At 3am, they returned.  They were pounding on the door with such force that I ended up calling the police.  I wasn't going to deal with them.  I was not going to deal with two drunk/high men at 3am.  No, I was not.  The police came shortly thereafter--thank goodness for living in a small town.  The officer was here long enough to watch them transfer the tv from the collection of stuff to the car and then leave.  Then he knocked on the door.  He explained that when they came back to get the stuff, they had been told to ensure they had a police escort with them.  There was more conversation but that was the important part.

Yesterday, they came to get the rest of the stuff.  He knocked on the door but, again, I wasn't having the conversation.  I ignored the knock.  There was no police escort.  I called the cops and explained the situation.  They sent an officer.  He was here a few minutes later and stayed until they left.  They took everything except some trash that they purposely left, scattered, on the driveway and the dresser and its drawers.

This morning, it rained.  Who knows if they'll come back to get the dresser.

In the meantime, I'm trying to get back to myself.  It's funny how you don't realize how stressful a situation is until it's over.  I feel like I'm recovering from trauma.  Mental trauma.  This person took advantage of me and my generosity in letting him stay here.  He brought upwards of 30 strangers into my home.  He ran up my utilities--oh, I checked the electric website...the usage for Monday was super heavy from noon to 8pm...a "couple hours" my ass!!  He broke things.  He borrowed things and then denied it.  He smoked in my house despite me asking him not to.  He is not a nice or ethical person.  I can't be around that kind of person.
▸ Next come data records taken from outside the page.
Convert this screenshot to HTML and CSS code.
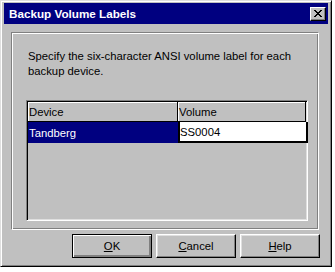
FILE: index.html
```html
<!DOCTYPE html>
<html lang="en">
<head>
    <meta charset="UTF-8">
    <title>Backup Volume Labels</title>
    <link rel="stylesheet" href="styles.css">
</head>
<body>
    <div class="window">
        <div class="titlebar">
            <span class="title">Backup Volume Labels</span>
            <span class="close">
                <svg width="8" height="7" viewBox="0 0 8 7">
                    <path d="M0 0h2v1h-2zM6 0h2v1h-2zM1 1h2v1h-2zM5 1h2v1h-2zM2 2h4v1h-4zM3 3h2v1h-2zM2 4h4v1h-4zM1 5h2v1h-2zM5 5h2v1h-2zM0 6h2v1h-2zM6 6h2v1h-2z" fill="#000"/>
                </svg>
            </span>
        </div>

        <div class="group">
            <p class="prompt">Specify the six-character ANSI volume label for each backup device.</p>
            <div class="list">
                <div class="head">Device</div>
                <div class="head">Volume</div>
                <div class="cell selected">Tandberg</div>
                <div class="cell editing">SS0004</div>
            </div>
        </div>

        <div class="buttons">
            <button class="default"><u>O</u>K</button>
            <button><u>C</u>ancel</button>
            <button><u>H</u>elp</button>
        </div>
    </div>
</body>
</html>
```

FILE: styles.css
```css
body {
    margin: 0;
    background-color: #fff;
    font-family: "Liberation Sans", Arial, sans-serif;
    font-size: 11.3px;
    color: #000;
}
.window {
    width: 332px;
    height: 267px;
    box-sizing: border-box;
    display: flex;
    flex-direction: column;
    padding: 2px 3px 3px 3px;
    background-color: #c0c0c0;
    border: 1px solid;
    border-color: #dfdfdf #000 #000 #dfdfdf;
    box-shadow: inset 1px 1px #fff, inset -1px -1px #808080;
}
.titlebar {
    height: 21px;
    display: flex;
    align-items: center;
    justify-content: space-between;
    padding: 0 2px 0 5px;
    background-color: #000080;
    color: #fff;
}
.title {
    font-weight: bold;
    font-size: 11.7px;
}
.close {
    width: 16px;
    height: 14px;
    box-sizing: border-box;
    display: flex;
    align-items: center;
    justify-content: center;
    background-color: #c0c0c0;
    border: 1px solid;
    border-color: #fff #000 #000 #fff;
    box-shadow: inset -1px -1px #808080;
}
.group {
    width: 308px;
    height: 198px;
    box-sizing: border-box;
    margin: 8px 0 0 7px;
    padding: 16px 10px 0 14px;
    border: 1px solid;
    border-color: #808080 #fff #fff #808080;
    box-shadow: inset 1px 1px #fff, inset -1px -1px #808080;
}
.prompt {
    max-width: 270px;
    margin: 0 0 21px 2px;
    line-height: 15px;
}
.list {
    height: 121px;
    box-sizing: border-box;
    display: grid;
    grid-template-columns: 150px 1fr;
    grid-template-rows: 20px 21px;
    align-content: start;
    border: 1px solid;
    border-color: #808080 #fff #fff #808080;
    box-shadow: inset 1px 1px #000, inset -1px -1px #dfdfdf;
    padding: 1px;
}
.head {
    display: flex;
    align-items: center;
    padding-left: 1px;
    border-right: 1px solid #000;
    border-bottom: 1px solid #000;
    box-shadow: inset 1px 1px #fff;
}
.cell {
    display: flex;
    align-items: center;
    padding-left: 1px;
}
.selected {
    background-color: #000080;
    color: #fff;
}
.editing {
    background-color: #fff;
    border: 2px solid #000;
    border-top: 0;
    margin-right: -2px;
    padding-left: 0;
}
.buttons {
    display: flex;
    justify-content: flex-end;
    gap: 4px;
    margin: 4px 8px 0 0;
}
button {
    width: 80px;
    height: 24px;
    padding: 0;
    font-family: inherit;
    font-size: 11.3px;
    color: #000;
    background-color: #c0c0c0;
    border: 1px solid;
    border-color: #fff #000 #000 #fff;
    box-shadow: inset -1px -1px #808080, inset 1px 1px #dfdfdf;
}
button.default {
    border: 1px solid #000;
    box-shadow: inset 1px 1px #fff, inset -1px -1px #808080, inset -2px -2px #808080;
}
u {
    text-decoration: underline;
}
```
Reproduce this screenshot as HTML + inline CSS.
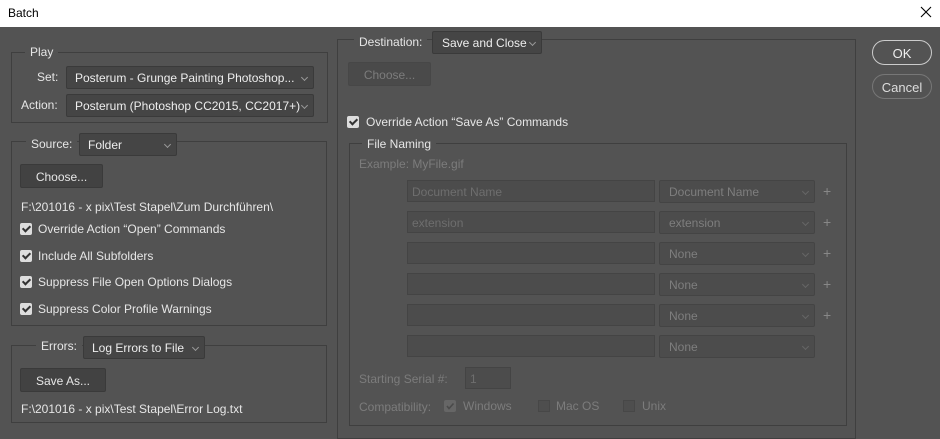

I can only work towards making my home mine again.  The room he was in currently smells like weed and other people.  It doesn't smell like my home.  I washed the linens that were in there.  I've arranged for a house cleaner to come early next week.  And I chant to help learn whatever lesson that this was supposed to teach me.

1 comment:

Unknown said...

that water bill - it didn't triple, it QUADRUPLED.